In your copy, leave out the pictures; write out all the data exactly.
━━━━━ Data extract ━━━━━
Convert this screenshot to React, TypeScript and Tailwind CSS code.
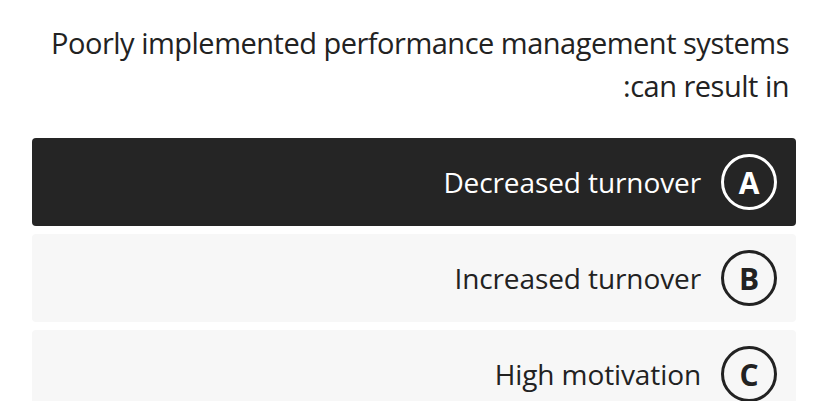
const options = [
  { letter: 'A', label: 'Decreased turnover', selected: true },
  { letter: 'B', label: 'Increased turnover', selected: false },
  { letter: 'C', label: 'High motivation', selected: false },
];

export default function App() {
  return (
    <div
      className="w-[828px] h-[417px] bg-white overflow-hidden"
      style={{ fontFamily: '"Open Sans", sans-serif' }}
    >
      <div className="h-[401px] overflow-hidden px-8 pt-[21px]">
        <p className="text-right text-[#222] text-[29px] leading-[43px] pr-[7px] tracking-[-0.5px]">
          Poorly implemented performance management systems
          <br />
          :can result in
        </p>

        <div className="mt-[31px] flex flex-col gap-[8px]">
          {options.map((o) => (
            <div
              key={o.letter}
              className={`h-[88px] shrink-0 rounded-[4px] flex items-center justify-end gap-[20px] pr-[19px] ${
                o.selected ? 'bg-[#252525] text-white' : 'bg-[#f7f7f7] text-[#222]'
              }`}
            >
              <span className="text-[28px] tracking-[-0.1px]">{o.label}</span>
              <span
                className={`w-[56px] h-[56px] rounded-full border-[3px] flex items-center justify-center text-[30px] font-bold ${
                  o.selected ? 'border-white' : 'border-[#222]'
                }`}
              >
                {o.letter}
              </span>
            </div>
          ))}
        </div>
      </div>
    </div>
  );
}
━━━━━
### The answer
Convert this screenshot to React, TypeScript and Tailwind CSS code.
const options = [
  { letter: 'A', label: 'Decreased turnover', selected: true },
  { letter: 'B', label: 'Increased turnover', selected: false },
  { letter: 'C', label: 'High motivation', selected: false },
];

export default function App() {
  return (
    <div
      className="w-[828px] h-[417px] bg-white overflow-hidden"
      style={{ fontFamily: '"Open Sans", sans-serif' }}
    >
      <div className="h-[401px] overflow-hidden px-8 pt-[21px]">
        <p className="text-right text-[#222] text-[29px] leading-[43px] pr-[7px] tracking-[-0.5px]">
          Poorly implemented performance management systems
          <br />
          :can result in
        </p>

        <div className="mt-[31px] flex flex-col gap-[8px]">
          {options.map((o) => (
            <div
              key={o.letter}
              className={`h-[88px] shrink-0 rounded-[4px] flex items-center justify-end gap-[20px] pr-[19px] ${
                o.selected ? 'bg-[#252525] text-white' : 'bg-[#f7f7f7] text-[#222]'
              }`}
            >
              <span className="text-[28px] tracking-[-0.1px]">{o.label}</span>
              <span
                className={`w-[56px] h-[56px] rounded-full border-[3px] flex items-center justify-center text-[30px] font-bold ${
                  o.selected ? 'border-white' : 'border-[#222]'
                }`}
              >
                {o.letter}
              </span>
            </div>
          ))}
        </div>
      </div>
    </div>
  );
}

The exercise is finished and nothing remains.